Over at the noodle bar, we sampled the veggie fun bowl, which bordered on the ascetic. It included fun (rice noodles) all right, but it was definitely not fun to eat. The spicy chicken noodle bowl — smoky grilled poultry pieces, fiery jalapeños, rice vermicelli, and veggies in a deliciously salty lemongrass broth — is a “soup for the soul” elixir perfect for colds or those days when you’re sick at heart. Loaded with deep-green leaves, the hot udon is a fairly simple but well-seasoned combo of chewy noodles, fish broth, seaweed, spinach, and green onions.

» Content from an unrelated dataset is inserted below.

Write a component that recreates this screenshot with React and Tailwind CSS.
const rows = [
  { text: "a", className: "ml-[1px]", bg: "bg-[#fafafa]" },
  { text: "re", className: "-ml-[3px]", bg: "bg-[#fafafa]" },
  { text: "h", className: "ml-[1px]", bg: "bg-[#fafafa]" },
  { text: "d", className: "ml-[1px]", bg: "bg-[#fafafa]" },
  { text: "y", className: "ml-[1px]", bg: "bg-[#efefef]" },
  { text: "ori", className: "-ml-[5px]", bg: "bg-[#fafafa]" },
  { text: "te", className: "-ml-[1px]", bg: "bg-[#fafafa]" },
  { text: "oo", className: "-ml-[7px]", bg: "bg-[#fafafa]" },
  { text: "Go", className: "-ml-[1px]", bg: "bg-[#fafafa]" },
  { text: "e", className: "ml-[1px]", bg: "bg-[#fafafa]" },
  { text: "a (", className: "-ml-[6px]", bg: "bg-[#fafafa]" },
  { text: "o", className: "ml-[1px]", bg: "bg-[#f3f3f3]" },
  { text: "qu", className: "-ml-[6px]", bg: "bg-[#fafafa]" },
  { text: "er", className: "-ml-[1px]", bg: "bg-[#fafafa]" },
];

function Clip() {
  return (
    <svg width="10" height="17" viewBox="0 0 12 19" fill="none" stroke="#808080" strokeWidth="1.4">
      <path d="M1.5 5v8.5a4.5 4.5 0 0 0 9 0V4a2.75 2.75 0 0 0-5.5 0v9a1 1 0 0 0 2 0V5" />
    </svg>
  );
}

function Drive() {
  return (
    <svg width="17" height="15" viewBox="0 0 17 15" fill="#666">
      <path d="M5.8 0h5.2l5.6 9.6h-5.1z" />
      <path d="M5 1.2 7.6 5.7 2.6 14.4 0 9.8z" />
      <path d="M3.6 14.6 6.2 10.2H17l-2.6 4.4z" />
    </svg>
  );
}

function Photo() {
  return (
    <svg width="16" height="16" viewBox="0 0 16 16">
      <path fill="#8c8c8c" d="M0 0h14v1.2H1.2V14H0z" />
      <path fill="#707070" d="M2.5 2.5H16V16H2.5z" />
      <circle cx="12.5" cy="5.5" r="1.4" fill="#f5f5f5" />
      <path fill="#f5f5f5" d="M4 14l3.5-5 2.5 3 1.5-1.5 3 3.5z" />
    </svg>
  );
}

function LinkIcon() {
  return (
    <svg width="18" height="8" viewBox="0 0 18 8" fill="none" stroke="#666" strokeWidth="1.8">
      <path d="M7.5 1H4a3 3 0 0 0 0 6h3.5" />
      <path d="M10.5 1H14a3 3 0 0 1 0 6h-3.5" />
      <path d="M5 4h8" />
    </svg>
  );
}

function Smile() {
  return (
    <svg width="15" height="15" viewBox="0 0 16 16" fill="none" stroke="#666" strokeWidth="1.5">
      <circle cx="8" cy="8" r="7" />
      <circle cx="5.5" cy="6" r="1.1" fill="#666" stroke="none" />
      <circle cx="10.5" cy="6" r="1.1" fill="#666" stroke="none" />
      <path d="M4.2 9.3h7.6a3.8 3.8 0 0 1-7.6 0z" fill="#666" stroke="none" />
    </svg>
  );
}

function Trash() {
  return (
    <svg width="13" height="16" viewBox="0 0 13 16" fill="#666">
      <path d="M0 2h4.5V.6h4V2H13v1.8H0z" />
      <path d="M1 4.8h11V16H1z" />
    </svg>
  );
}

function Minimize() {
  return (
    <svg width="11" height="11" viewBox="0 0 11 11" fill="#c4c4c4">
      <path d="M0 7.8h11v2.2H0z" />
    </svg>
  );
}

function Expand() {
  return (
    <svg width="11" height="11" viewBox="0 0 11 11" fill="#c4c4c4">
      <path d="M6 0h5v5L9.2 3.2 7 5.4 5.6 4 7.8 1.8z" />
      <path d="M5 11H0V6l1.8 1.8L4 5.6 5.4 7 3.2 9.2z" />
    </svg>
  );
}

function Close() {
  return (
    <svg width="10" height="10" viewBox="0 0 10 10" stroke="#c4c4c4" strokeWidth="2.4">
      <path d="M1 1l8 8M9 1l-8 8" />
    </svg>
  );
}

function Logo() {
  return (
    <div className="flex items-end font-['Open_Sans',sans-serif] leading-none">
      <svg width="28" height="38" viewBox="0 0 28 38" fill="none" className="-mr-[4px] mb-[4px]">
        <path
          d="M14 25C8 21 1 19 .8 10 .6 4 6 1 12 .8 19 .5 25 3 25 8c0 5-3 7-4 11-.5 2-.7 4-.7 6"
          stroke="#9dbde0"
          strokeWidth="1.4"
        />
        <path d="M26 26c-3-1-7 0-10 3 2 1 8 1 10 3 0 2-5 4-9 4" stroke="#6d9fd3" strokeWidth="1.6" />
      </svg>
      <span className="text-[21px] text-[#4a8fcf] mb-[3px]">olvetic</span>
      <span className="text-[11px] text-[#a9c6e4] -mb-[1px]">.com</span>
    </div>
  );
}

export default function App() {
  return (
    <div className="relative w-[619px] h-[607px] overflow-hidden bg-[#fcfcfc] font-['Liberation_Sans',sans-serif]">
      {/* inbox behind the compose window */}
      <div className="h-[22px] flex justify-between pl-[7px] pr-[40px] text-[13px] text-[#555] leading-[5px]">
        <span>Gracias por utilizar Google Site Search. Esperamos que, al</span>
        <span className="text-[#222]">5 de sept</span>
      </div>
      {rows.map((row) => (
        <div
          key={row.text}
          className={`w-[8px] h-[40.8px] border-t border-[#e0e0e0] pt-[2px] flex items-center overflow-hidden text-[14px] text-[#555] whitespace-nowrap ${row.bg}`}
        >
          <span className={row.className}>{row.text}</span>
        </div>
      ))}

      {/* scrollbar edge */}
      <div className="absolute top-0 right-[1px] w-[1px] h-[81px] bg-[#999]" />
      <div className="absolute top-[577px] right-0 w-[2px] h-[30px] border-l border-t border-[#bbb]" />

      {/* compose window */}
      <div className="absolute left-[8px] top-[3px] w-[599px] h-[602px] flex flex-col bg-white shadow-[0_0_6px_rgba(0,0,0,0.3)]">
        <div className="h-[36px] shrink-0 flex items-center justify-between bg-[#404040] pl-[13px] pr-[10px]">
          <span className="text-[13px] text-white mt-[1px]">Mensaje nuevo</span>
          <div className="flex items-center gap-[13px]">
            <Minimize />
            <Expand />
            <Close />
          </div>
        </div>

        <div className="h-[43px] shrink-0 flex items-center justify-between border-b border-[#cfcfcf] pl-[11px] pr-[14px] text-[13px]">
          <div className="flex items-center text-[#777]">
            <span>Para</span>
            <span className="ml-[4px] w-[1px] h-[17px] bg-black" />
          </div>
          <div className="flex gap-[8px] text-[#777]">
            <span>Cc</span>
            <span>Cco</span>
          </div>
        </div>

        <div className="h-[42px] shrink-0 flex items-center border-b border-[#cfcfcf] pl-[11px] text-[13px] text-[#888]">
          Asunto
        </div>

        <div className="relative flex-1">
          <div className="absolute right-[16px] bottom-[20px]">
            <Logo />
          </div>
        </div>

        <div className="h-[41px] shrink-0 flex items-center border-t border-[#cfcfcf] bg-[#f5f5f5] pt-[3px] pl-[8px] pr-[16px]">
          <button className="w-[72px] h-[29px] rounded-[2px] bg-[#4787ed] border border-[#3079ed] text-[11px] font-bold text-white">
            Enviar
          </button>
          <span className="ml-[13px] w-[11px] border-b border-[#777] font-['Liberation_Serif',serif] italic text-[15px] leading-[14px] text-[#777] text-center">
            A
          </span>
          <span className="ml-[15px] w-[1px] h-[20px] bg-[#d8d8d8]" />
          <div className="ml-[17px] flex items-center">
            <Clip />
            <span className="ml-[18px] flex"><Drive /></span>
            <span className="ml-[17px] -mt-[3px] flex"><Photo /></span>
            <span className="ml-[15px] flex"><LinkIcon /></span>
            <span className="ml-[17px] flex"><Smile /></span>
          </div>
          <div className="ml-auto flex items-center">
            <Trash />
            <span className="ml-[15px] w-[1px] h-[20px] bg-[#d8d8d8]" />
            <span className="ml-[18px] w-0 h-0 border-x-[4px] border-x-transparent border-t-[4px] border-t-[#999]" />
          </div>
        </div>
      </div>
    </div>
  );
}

For some reason I’ve never been able to understand, restaurants outside New Mexico like to name turkey-avocado sandwiches after our city. The local Whole Foods serves something along those lines: the made-to-order Santa Fe sandwich delivers smoked turkey, sun-dried tomato pesto, garlicky guacamole, and mixed greens on focaccia. It’s a hearty sandwich — intensely flavorful but not overly filling.
Over on the other side of town, the deli at La Montañita Co-op offers some satisfying options as well. Customers use colorful pads of paper to select or custom-design a juice, smoothie, bagel, or sandwich (for a little extra, we opted for “box lunches” with sides of potato and pasta salad, but we didn’t think either one was worth it). My companion’s sandwich was piled generously with roast beef and slathered with a tingly horseradish cream cheese, but the meat was incredibly tough. The avocado veggie sandwich is filled with bright, ripe produce, from lettuce and emeraldgreen sprouts to red tomatoes and peppers. Avocado, nature’s butter, and an herby pesto mayo add some welcome richness and depth.

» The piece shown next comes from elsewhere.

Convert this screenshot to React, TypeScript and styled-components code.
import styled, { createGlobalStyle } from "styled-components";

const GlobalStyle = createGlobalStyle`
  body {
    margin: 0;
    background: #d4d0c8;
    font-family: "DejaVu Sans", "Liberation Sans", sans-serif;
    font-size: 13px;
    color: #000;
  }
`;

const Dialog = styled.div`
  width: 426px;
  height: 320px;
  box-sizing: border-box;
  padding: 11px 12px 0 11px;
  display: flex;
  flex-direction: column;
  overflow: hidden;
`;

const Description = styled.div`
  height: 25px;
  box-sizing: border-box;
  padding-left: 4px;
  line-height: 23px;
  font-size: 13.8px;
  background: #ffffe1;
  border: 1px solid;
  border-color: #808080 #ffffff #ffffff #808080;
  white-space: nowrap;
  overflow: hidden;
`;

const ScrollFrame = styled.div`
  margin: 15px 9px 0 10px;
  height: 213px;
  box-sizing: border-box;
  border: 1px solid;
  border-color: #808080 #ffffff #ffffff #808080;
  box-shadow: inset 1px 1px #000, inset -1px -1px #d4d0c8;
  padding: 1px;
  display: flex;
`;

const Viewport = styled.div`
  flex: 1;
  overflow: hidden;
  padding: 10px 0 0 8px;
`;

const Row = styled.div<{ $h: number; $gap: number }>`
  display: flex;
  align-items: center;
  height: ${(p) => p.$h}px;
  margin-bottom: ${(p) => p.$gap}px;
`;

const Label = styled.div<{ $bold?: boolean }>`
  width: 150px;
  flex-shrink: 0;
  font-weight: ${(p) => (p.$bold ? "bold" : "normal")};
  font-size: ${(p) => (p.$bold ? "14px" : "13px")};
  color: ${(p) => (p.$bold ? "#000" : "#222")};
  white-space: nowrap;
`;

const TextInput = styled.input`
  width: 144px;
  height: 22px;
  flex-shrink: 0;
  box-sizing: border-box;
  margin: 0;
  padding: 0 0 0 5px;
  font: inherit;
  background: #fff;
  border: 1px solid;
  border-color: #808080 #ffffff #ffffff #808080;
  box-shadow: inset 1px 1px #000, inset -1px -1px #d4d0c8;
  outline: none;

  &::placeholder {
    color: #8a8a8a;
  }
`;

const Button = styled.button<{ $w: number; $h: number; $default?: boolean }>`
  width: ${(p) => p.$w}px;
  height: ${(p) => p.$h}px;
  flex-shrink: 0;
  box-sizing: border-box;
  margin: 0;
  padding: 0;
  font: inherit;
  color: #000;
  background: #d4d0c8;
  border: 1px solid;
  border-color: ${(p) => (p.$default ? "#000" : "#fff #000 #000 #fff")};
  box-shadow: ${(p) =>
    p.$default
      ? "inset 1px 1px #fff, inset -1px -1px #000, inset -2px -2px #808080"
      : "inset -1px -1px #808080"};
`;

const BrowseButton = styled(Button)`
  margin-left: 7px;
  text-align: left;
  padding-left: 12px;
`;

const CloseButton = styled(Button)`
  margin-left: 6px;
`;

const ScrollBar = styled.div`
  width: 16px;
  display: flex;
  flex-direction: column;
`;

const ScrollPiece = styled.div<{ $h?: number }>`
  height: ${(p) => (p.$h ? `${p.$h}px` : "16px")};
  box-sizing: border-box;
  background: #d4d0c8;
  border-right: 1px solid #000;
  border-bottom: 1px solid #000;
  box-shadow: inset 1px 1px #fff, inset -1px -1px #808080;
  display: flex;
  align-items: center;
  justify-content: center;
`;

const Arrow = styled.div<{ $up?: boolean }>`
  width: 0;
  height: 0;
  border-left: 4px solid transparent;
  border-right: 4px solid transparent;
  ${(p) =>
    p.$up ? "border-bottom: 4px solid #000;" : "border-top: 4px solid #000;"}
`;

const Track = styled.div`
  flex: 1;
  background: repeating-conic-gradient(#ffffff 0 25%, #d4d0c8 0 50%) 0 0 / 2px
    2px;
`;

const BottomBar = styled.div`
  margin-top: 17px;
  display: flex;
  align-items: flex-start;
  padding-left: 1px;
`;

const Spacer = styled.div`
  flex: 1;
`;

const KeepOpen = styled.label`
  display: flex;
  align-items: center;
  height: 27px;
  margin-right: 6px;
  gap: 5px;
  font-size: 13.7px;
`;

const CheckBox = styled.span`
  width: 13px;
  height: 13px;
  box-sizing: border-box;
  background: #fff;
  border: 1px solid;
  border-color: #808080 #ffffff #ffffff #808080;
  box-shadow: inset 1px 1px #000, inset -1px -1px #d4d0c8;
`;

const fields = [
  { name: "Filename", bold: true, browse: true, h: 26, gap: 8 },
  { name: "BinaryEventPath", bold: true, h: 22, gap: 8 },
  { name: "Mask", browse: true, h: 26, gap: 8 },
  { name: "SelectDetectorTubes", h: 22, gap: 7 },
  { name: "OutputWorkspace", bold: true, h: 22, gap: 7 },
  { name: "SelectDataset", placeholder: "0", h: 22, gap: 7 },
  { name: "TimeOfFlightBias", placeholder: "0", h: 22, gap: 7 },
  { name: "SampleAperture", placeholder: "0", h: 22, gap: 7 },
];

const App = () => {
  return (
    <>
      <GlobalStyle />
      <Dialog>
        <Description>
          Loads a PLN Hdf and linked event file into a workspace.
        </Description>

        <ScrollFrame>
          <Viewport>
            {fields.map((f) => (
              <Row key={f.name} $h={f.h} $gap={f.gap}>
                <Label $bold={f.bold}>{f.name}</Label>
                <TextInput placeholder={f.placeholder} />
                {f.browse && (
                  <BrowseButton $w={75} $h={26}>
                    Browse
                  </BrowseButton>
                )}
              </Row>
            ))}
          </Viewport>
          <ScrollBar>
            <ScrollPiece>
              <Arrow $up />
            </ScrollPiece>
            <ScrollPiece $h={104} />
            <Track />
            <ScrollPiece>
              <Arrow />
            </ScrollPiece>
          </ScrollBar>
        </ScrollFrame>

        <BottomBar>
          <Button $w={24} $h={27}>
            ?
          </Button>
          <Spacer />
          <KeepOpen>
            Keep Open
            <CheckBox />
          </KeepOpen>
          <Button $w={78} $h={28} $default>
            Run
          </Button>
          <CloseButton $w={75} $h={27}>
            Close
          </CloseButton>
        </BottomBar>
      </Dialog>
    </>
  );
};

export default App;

Breakfast is available at both markets in the morning. At Whole Foods, the hot bar is stocked with premade breakfast tacos (filled with eggs and either bacon or hash browns, they’re small and simple but also cheap) and burritos (meat and veggie, the latter living up to its name by including actual vegetables). You can assemble a plate, choosing from the predictable hot breakfast offerings as well as fruit, yogurt, granola, oatmeal, and polenta (Whole Foods-ese for grits).

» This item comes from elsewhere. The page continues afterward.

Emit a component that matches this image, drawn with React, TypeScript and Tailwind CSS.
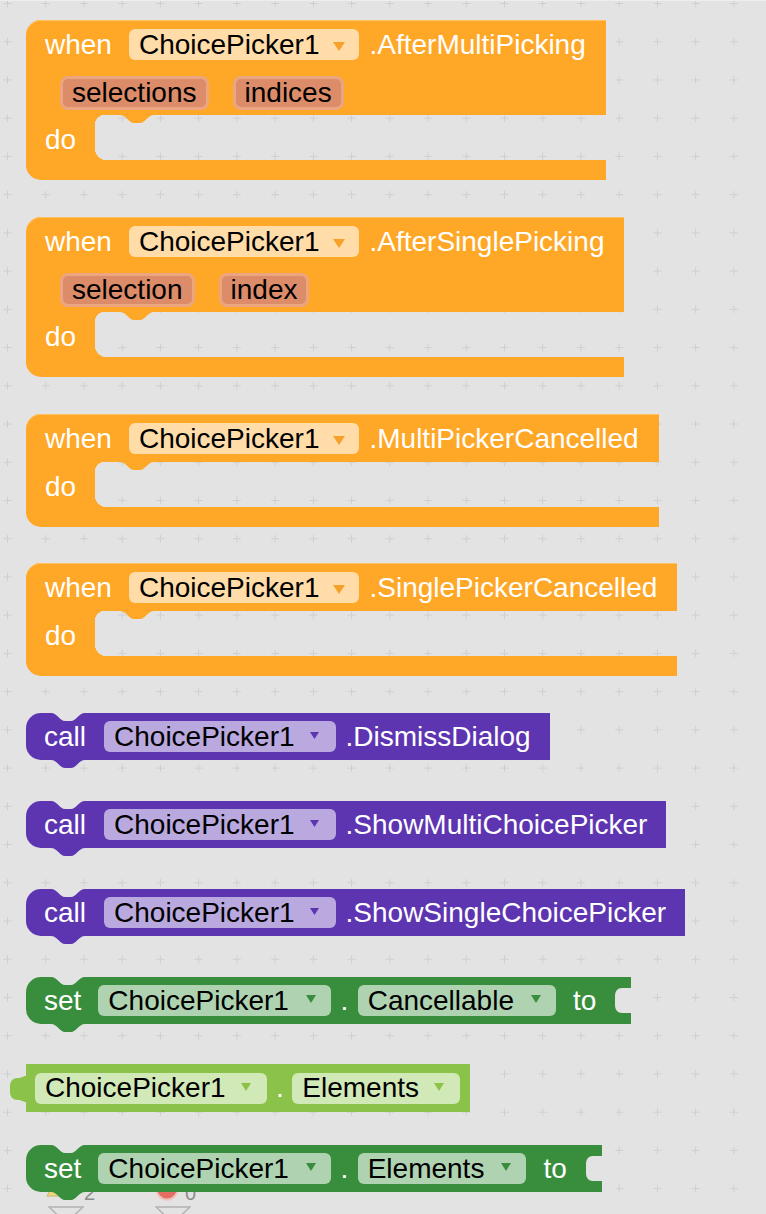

La Montañita will toast a bagel; slather it with butter, cream cheese, or jam; or stuff it with a colorful array of veggies. At the full-service breakfast burrito bar, a staff member will custom-build your burrito with fluffy yellow eggs, tofu, smoky pork or turkey sausage, bacon, pleasantly salty and tender potatoes, pinto beans, veggies (spinach, onion, zucchini, bell peppers), a cheddar-Jack cheese blend, mild green chile (a spicier version is sometimes available upon request), and a bold red. My dining companion enjoyed his “sausage-red” burrito so much he was inspired to write haikus about it.
The indoor and outdoor dining areas at the Co-op are never too crowded, while at Whole Foods, you’ll see shoppers sitting next to their bags, parents with kids, diners parked at tables with their laptops, or workers in scrubs on their lunch break. The Co-op isn’t quite the shiny, well-oiled machine that Whole Foods is, but one thing’s for sure: the parking lot is a much more peaceful place.